Souvenirs d'en France

L'histoire

Exclusivement sis dans une ville (sans nom) du Sud-Ouest français, et se déroulant pour l’essentiel entre les années 1930 et le début de la décennie 70, Souvenirs d’en France retrace un demi-siècle d’Histoire hexagonale. Pour en restituer les bouleversements tant politiques et militaires (le Front populaire, la Seconde Guerre mondiale) qu’économiques et sociaux (les Trente Glorieuses, la crise des années 1970), le film s’attache aux destins de figures embrassant un large spectre sociologique. S’y trouvent des bourgeois tels que les Pedret, une famille tirant sa richesse de l’industrie ; ou bien encore des personnages plus modestes : la lingère Berthe (Jeanne Moreau), l’ouvrier Pierre (Pierre Baillot). Soit autant d’existences dont l’entrelacement permet à Souvenirs d’en France de dessiner un regard aussi documenté que critique sur ces décennies décisives durant lesquelles l’Hexagone entra dans ce qu’il est convenu d’appeler la modernité...

Analyse et critique

Sorti sur les écrans hexagonaux en 1975, et ne précédant que de quelques années Les Sœurs Brontë, Souvenirs d’en France en annonce l’esthétique toute en distanciation sophistiquée. Mais si le biopic dévolu à la fratrie Brontë trouvait son inspiration dans la peinture et le roman, Souvenirs d’en France s’appuie pour sa part sur des référents cinématographique et théâtral. Une synthèse formelle qui n’est pas sans rappeler celle que pratiquait un contemporain capital du jeune André Téchiné : Rainer Werner Fassbinder.

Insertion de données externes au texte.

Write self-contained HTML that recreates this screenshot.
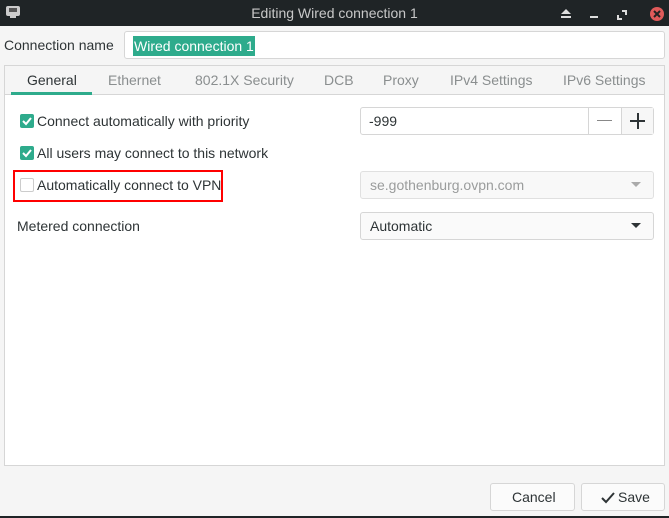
<html><head><style>
body{margin:0;width:669px;height:518px;background:#f5f5f5;font-family:"Liberation Sans",sans-serif;font-size:14px;color:#2e3436;position:relative;overflow:hidden}
div,span{position:absolute;box-sizing:border-box}
.t{white-space:nowrap;margin-top:1px}
.cb{width:14px;height:14px;border-radius:2px;background:#2eab8c}
.box{background:#fff;border:1px solid #d6d6d6;border-radius:3px}
</style></head><body>
<div style="left:0;top:0;width:669px;height:26px;background:#1f2426"></div>
<svg style="position:absolute;left:5px;top:5px" width="16" height="14"><rect x="1" y="1" width="14" height="10" rx="2" fill="#ccc"/><rect x="5" y="11" width="6" height="2" fill="#ccc"/><rect x="4" y="3" width="8" height="4" fill="#555"/></svg>
<div class="t" style="left:0;width:669px;top:4px;text-align:center;color:#c8c8c8;font-size:14px">Editing Wired connection 1</div>
<svg style="position:absolute;left:560px;top:7px" width="110" height="14"><path d="M1 7 L6 2 L11 7Z M1 9h10v2H1z" fill="#ddd"/><rect x="30" y="9" width="8" height="2" fill="#ddd"/><path d="M62 4h4v4M58 12v-4h0 M58 8v4h4" stroke="#ddd" stroke-width="2" fill="none"/><circle cx="97" cy="7" r="7" fill="#e05a5a"/><path d="M94 4l6 6M100 4l-6 6" stroke="#222" stroke-width="2"/></svg>
<div class="t" style="left:4px;top:36px">Connection name</div>
<div class="box" style="left:124px;top:31px;width:541px;height:28px"></div>
<div class="t" style="left:133px;top:35px;background:#2eab8c;color:#fff;padding:1px 1px;line-height:18px">Wired connection 1</div>
<div style="left:4px;top:65px;width:661px;height:401px;border:1px solid #d6d6d6;background:#fff"></div>
<div style="left:5px;top:66px;width:659px;height:29px;background:#f5f5f5;border-bottom:1px solid #d6d6d6"></div>
<div style="left:11px;top:92px;width:81px;height:3px;background:#2eab8c"></div>
<div class="t" style="left:27px;top:71px;color:#2e3436">General</div>
<div class="t" style="left:108px;top:71px;color:#8a8e8f">Ethernet</div>
<div class="t" style="left:195px;top:71px;color:#8a8e8f">802.1X Security</div>
<div class="t" style="left:324px;top:71px;color:#8a8e8f">DCB</div>
<div class="t" style="left:383px;top:71px;color:#8a8e8f">Proxy</div>
<div class="t" style="left:450px;top:71px;color:#8a8e8f">IPv4 Settings</div>
<div class="t" style="left:563px;top:71px;color:#8a8e8f">IPv6 Settings</div>
<div class="cb" style="left:20px;top:114px"></div>
<svg style="position:absolute;left:20px;top:114px" width="14" height="14"><path d="M3 7l3 3 5-6" stroke="#fff" stroke-width="2" fill="none"/></svg>
<div class="t" style="left:37px;top:112px">Connect automatically with priority</div>
<div class="box" style="left:360px;top:107px;width:294px;height:28px"></div>
<div style="left:588px;top:108px;width:1px;height:26px;background:#d6d6d6"></div>
<div style="left:621px;top:108px;width:1px;height:26px;background:#d6d6d6"></div>
<div style="left:622px;top:108px;width:31px;height:26px;background:#f7f7f7"></div>
<div style="left:597px;top:120px;width:15px;height:1px;background:#888"></div>
<div style="left:630px;top:120px;width:15px;height:2px;background:#2e3436"></div>
<div style="left:637px;top:113px;width:2px;height:16px;background:#2e3436"></div>
<div class="t" style="left:369px;top:112px">-999</div>
<div class="cb" style="left:20px;top:146px"></div>
<svg style="position:absolute;left:20px;top:146px" width="14" height="14"><path d="M3 7l3 3 5-6" stroke="#fff" stroke-width="2" fill="none"/></svg>
<div class="t" style="left:37px;top:144px">All users may connect to this network</div>
<div style="left:13px;top:170px;width:210px;height:32px;border:2px solid #f00"></div>
<div style="left:20px;top:178px;width:14px;height:14px;border:1px solid #ccc;border-radius:2px;background:#fff"></div>
<div class="t" style="left:37px;top:176px">Automatically connect to VPN</div>
<div style="left:360px;top:171px;width:294px;height:28px;border:1px solid #e0e0e0;border-radius:3px;background:#f8f8f8"></div>
<div class="t" style="left:370px;top:176px;color:#9a9c9c">se.gothenburg.ovpn.com</div>
<svg style="position:absolute;left:631px;top:182px" width="10" height="6"><path d="M0 0h10L5 5z" fill="#aaa"/></svg>
<div class="t" style="left:17px;top:217px">Metered connection</div>
<div class="box" style="left:360px;top:212px;width:294px;height:28px;background:#fafafa"></div>
<div class="t" style="left:370px;top:217px">Automatic</div>
<svg style="position:absolute;left:631px;top:223px" width="10" height="6"><path d="M0 0h10L5 5z" fill="#2e3436"/></svg>
<div class="box" style="left:490px;top:483px;width:85px;height:28px;background:#fbfbfb"></div>
<div class="t" style="left:512px;top:488px">Cancel</div>
<div class="box" style="left:581px;top:483px;width:84px;height:28px;background:#fbfbfb"></div>
<svg style="position:absolute;left:601px;top:492px" width="14" height="12"><path d="M1 6l4 4 8-9" stroke="#2e3436" stroke-width="2" fill="none"/></svg>
<div class="t" style="left:618px;top:488px">Save</div>
<div style="left:0;top:516px;width:669px;height:2px;background:#1f2426"></div>
</body></html>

Comme dans les œuvres d’alors de ce dernier - Les Larmes amères de Petra von Kant, Tous les autres s’appellent Ali, entre autres -, Souvenirs d’en France s’impose (et peut-être même surprend) par la rigoureuse fixité de son image. Rien moins que mobile, la caméra de Bruno Nuytten cadre au sens le plus géométrique du terme interprètes et événements, les fixant strictement en un espace évoquant celui d’une scène de théâtre. Car si les séquences de Souvenirs d’en France - du fait de leur lumière et de leur palette chromatique particulièrement recherchées - offrent d’emblée des allures de tableaux vivants, c’est plutôt Bertolt Brecht qu’elles évoquent. Clairement assumé par André Téchiné dans l’entretien qu’il accorde à Jean-Marc Lalanne pour le Blu-ray du film, ce patronage se traduit par une direction des interprètes rompant volontairement, ostensiblement même, avec tout naturalisme. Oscillant entre outrance et froideur - deux pôles évoquant là encore le cinéma de Fassbinder -, les prestations des comédiens n’ont pas pour fonction de restituer avec vérisme une singularité intime, mais plutôt de camper des figures prisonnières d’un théâtre social au texte inique écrit d’avance...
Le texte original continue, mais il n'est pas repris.